Well, I’m upset. I’m upset for myself, and I’m upset for all the other women like me who are being subjected to a barrage of ‘jokes’ at our expense at a time that is already filled with anxiety and upset. We don’t deserve it. We are not before pictures, or ‘Jesus I could end up like that’ warning signs. We are people with families. We are people with careers. We are people who run. We are people who eat vegetables. We are people who get up early and hoover and do laundry and cook breakfast and get back into bed. We are people just like you. We are more than our bodies, but we are our bodies too. We are not a joke.

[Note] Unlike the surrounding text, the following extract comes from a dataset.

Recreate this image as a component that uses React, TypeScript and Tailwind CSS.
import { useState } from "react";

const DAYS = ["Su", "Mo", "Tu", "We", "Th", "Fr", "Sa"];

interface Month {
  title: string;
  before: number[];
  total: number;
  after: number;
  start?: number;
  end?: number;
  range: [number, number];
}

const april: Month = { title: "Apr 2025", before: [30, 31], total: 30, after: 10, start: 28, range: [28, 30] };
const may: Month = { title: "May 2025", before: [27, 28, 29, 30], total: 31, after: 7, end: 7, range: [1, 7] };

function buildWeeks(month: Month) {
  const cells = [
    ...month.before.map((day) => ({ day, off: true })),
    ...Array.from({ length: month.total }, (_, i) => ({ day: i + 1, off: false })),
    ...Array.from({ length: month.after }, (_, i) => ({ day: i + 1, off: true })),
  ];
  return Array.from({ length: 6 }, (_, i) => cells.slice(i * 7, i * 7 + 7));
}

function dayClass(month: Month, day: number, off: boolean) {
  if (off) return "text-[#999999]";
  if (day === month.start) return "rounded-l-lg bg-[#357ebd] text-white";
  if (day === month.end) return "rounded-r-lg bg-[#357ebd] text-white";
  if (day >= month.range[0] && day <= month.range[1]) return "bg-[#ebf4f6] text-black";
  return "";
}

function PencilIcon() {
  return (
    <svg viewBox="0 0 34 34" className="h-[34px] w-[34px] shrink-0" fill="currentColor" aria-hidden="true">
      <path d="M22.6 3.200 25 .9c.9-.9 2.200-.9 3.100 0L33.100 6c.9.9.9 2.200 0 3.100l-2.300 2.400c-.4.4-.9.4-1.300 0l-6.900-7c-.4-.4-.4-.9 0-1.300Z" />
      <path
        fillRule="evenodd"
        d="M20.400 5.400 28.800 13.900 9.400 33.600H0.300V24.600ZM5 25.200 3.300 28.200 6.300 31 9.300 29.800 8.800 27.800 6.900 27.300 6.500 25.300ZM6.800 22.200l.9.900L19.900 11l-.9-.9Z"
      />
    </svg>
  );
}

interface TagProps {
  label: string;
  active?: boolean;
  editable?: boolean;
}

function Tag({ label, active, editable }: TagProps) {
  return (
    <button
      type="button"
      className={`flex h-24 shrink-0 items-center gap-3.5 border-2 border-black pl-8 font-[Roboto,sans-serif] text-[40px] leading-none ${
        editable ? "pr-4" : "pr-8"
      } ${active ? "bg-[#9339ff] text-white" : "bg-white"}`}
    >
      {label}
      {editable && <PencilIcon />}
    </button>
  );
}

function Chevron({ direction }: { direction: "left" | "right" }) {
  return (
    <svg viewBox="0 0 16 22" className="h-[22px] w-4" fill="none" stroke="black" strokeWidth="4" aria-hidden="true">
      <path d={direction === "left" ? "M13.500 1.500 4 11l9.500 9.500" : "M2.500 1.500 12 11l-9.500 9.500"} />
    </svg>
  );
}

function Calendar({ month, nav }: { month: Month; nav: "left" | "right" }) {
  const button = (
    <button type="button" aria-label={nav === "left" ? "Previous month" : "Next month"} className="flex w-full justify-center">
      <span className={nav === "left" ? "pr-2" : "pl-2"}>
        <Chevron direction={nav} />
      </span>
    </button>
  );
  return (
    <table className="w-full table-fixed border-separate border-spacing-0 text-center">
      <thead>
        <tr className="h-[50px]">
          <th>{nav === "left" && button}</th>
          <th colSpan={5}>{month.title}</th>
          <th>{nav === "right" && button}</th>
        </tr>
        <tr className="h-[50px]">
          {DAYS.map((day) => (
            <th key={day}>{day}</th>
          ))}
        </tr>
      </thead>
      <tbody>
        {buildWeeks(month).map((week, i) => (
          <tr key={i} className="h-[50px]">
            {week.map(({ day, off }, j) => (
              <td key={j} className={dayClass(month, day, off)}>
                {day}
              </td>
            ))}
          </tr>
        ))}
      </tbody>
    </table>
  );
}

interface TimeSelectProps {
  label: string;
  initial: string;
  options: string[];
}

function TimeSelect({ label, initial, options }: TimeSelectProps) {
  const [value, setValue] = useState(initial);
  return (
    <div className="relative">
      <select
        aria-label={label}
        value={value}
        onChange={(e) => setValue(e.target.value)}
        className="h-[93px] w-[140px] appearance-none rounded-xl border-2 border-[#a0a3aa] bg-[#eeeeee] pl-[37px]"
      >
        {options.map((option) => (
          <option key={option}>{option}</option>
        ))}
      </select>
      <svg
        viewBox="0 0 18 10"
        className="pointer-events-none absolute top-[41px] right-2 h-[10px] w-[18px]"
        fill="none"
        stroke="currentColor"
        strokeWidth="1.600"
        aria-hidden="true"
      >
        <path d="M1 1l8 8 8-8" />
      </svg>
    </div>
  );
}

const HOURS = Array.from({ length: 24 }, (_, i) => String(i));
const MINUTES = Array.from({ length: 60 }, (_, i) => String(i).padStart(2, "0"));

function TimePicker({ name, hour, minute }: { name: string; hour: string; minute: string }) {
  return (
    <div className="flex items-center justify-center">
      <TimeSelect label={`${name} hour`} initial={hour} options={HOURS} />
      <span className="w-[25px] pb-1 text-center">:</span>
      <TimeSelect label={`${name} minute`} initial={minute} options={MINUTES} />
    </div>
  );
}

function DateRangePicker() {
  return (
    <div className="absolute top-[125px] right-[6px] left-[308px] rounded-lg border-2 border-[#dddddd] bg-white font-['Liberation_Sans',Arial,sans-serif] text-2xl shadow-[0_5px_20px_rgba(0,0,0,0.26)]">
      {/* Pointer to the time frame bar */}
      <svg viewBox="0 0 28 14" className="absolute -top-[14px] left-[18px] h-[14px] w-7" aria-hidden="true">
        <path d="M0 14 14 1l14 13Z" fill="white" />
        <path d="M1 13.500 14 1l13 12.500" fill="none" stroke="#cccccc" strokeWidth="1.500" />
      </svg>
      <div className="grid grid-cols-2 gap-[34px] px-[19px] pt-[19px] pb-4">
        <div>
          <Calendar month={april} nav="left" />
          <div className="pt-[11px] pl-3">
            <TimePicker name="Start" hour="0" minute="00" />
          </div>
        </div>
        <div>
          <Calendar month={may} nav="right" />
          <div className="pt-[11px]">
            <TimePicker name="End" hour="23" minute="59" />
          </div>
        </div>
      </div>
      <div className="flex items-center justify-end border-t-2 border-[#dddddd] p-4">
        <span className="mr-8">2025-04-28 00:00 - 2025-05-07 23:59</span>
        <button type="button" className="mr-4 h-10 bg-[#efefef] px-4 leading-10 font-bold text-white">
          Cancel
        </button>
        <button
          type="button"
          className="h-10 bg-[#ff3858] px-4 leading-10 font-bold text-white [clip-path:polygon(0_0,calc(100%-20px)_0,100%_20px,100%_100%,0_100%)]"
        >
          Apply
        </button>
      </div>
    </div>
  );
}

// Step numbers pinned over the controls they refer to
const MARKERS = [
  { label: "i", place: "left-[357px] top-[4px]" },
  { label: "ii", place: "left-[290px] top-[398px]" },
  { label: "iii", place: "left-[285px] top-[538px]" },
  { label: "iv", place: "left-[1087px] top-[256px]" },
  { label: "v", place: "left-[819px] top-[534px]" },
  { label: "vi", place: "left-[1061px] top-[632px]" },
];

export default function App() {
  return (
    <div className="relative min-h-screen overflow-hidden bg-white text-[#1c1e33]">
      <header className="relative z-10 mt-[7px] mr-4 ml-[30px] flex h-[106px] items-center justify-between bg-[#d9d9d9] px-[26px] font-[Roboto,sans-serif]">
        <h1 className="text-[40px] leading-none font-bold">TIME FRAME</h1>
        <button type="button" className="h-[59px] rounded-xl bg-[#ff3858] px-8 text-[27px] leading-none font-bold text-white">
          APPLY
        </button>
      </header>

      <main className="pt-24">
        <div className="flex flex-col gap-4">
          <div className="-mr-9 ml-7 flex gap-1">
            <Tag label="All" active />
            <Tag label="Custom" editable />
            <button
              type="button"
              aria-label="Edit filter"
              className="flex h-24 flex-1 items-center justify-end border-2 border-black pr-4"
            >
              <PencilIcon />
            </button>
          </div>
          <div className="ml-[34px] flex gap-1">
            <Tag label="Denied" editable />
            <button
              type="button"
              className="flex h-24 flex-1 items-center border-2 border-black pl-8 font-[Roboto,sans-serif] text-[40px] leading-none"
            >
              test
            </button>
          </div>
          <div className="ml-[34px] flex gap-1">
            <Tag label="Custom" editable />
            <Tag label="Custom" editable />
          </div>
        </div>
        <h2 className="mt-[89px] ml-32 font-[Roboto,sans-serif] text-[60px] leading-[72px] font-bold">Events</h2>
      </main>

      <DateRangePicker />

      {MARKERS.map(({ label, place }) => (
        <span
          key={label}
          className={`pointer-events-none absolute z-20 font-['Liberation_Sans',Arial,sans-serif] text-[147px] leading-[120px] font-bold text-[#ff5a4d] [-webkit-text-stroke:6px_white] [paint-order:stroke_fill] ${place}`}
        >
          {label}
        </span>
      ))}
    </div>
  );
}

The women in the meme that upset me this morning weren’t jokes either. One of the main reasons it bothered me so much was that I’d seen the photo before. Someone I follow on Twitter had posted a thread of culturally significant fat women through history, and this photo had been included. The last time I’d seen these women, it was in the context of them being cool and accomplished, and then there they were, being entirely objectified for the sake of a shitty meme.

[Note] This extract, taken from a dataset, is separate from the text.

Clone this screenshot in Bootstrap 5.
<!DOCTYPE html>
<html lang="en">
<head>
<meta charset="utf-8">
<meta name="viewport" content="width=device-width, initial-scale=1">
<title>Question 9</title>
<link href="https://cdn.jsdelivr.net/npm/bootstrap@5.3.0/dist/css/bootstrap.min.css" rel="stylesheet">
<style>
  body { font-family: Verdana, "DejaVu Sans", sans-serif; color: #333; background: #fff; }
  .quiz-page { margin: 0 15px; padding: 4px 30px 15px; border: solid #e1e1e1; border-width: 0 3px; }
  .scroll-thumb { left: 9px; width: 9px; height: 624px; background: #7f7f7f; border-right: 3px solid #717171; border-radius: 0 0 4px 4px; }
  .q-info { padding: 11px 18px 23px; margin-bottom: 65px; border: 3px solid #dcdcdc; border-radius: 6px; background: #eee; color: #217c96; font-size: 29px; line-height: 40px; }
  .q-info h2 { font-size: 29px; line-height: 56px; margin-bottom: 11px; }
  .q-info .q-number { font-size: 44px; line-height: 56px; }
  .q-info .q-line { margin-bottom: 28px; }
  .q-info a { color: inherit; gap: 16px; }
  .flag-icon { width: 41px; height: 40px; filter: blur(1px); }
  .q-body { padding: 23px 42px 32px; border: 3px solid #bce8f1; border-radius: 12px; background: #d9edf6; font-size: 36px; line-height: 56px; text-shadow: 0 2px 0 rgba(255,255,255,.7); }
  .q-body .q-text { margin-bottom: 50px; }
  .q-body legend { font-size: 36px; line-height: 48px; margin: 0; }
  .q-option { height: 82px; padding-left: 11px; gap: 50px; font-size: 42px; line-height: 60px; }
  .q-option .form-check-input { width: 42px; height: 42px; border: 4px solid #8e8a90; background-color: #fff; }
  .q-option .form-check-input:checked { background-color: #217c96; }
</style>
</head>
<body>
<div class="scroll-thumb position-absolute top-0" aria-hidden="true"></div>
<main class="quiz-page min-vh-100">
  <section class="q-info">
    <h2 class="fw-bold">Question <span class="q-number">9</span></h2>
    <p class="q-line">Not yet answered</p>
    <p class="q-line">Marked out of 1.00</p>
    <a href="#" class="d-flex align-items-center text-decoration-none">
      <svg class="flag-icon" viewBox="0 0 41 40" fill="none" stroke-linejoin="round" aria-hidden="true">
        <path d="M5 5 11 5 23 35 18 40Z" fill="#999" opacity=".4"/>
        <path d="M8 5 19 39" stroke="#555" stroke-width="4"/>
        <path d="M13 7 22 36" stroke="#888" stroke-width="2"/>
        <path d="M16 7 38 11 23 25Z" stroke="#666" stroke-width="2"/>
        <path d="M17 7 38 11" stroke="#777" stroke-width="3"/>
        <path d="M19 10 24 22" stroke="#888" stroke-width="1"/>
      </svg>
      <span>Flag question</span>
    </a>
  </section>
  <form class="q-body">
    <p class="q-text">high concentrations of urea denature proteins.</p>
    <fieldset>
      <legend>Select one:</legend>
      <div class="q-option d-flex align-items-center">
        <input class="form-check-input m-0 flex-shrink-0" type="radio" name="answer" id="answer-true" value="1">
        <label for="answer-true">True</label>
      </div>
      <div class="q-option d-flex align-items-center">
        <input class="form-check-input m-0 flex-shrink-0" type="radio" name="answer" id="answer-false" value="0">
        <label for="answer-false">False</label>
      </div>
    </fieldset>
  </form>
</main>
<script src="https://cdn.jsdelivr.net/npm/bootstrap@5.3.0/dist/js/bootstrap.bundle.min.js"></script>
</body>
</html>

I wanted to find the information about them so that I could include it here, but I couldn’t remember who had tweeted the photo. So I searched the image on Google, but that was useless too because when I searched the image all that came up were quarantine memes. Millions of versions of the same pathetic joke, shared over and over again on Facebook pages around the world. From memory, they were a band or comedy troupe, very popular in the UK around the 60s. I can’t be sure though because according to the internet that isn’t relevant anymore. All that matters is that they’re fat. Fat jokes. And that makes me feel like a fat joke too.
So please, if you’re someone who’s making the jokes and sharing the memes, just stop. Stop on behalf of me and women like me, but also stop for yourself. It’s not helpful. It’s not constructive. It’s not doing anyone any good.
For the record, I understand that it’s hard to repress our instinct to make jokes and comments about bodies. We’ve been taught to do it from a very young age. Negative thoughts about particular body types are beamed into our minds from the moment we can read and listen to the world around us. The society we live in tells us constantly that fat bodies are a problem, at the very least, and disgusting at worst. Prejudice is engrained in us. It lives in me too. I have to constantly fight it every day of my life, and tell myself that I am just as worthy as every thin woman I ever sit beside or pass on the street. It’s hard work. That’s why I need the jokes to stop.
I also understand that a lot of the jokes and comments come from a place of fear and stress about your own weight. If you can’t stop thinking about weight gain during this pandemic, that’s legit. I’ve been there. I’ve obsessed about my weight off and on for 30 years. It’s a horrible way to live, but there is help out there if you’d like to live differently. I really encourage you to seek it out. Do some reading on weight neutrality. Stop following social media accounts that make you feel bad about your body. Follow some fabulous women who look like you. It’s amazing to feel liberated from the cyclical self-scolding and constant underlying fear. It’s amazing to come to terms with the fact that there is so much more to life than your bodies aesthetic. I wish you the very best of luck with it.
In the meantime, please consider the damage externalising your fears is doing to the people around you. We’re just trying to get on with things, and we really don’t need a constant reminder that becoming like us is the worst thing you can imagine. You’re better than that, and so are we.